Expected Output: [0, 3, 3, 5, 0]

Explanation: a takes [0,2], b takes [3,4]. release a frees 3 cells. allocate 4 'c': [0,3] is blocked by b at 3, so lowest fit is [5,8] -> 5. allocate 3 'd': cells 0,1,2 are free -> 0.

Input: (5, [["allocate", 6, "x"], ["allocate", 0, "y"], ["allocate", 5, "z"], ["allocate", 1, "w"], ["release", "missing"]])

Expected Output: [-1, -1, 0, -1, 0]

Explanation: len 6 > n=5 -> -1. len 0 <= 0 -> -1. z fills [0,4] -> 0. w can't fit (array full) -> -1. releasing a tag that was never allocated -> 0.

Input: (8, [["allocate", 2, "t"], ["allocate", 2, "t"], ["release", "t"]])
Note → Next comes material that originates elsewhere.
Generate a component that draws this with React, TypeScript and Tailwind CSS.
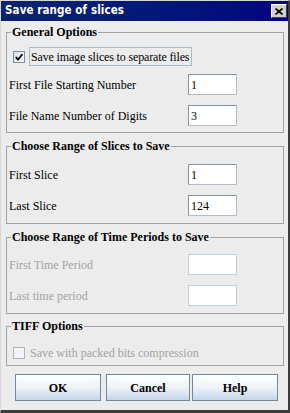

Expected Output: [0, 2, 4]

Explanation: Repeated tag: first t -> [0,1] (index 0), second t -> [2,3] (index 2). release t frees all 4 cells carrying 't'.
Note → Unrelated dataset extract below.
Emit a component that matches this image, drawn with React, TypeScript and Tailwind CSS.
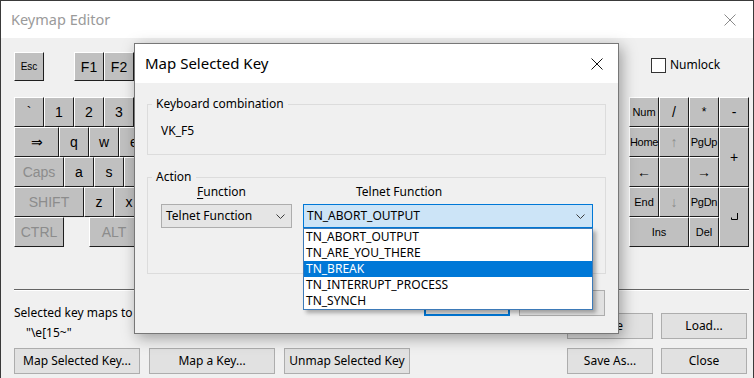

Input: (4, [["allocate", 2, "a"], ["allocate", 1, "b"], ["allocate", 1, "c"], ["release", "b"], ["allocate", 1, "d"]])

Expected Output: [0, 2, 3, 1, 2]

Explanation: a=[0,1], b=[2], c=[3]. release b frees 1 cell (index 2). allocate 1 'd' takes the now-free lowest cell -> index 2.

Input: (0, [["allocate", 1, "a"], ["release", "a"]])

Expected Output: [-1, 0]

Explanation: Empty array (n=0): any allocate of positive length has len > n -> -1. release of absent tag -> 0.

Input: (6, [["allocate", 6, "full"], ["allocate", 1, "x"], ["release", "full"], ["allocate", 6, "again"]])

Expected Output: [0, -1, 6, 0]

Explanation: full occupies all 6 cells -> 0. x can't fit -> -1. release full frees all 6. allocate 6 'again' now fits the whole array -> 0.

Hints

  1. allocate must return the lowest index where `len` consecutive cells are all free — think 'first fit', not 'best fit'.
  2. Guard len <= 0 and len > n up front: both return -1 with no state change.
  3. Because tags can repeat, releasing must free EVERY cell carrying the tag, not just the most recent block — a tag -> segments map makes release O(segments).
  4. For O(log n) per op, keep the maximal free intervals in a balanced/ordered structure so you can find the lowest interval of sufficient length, and merge neighbors on release.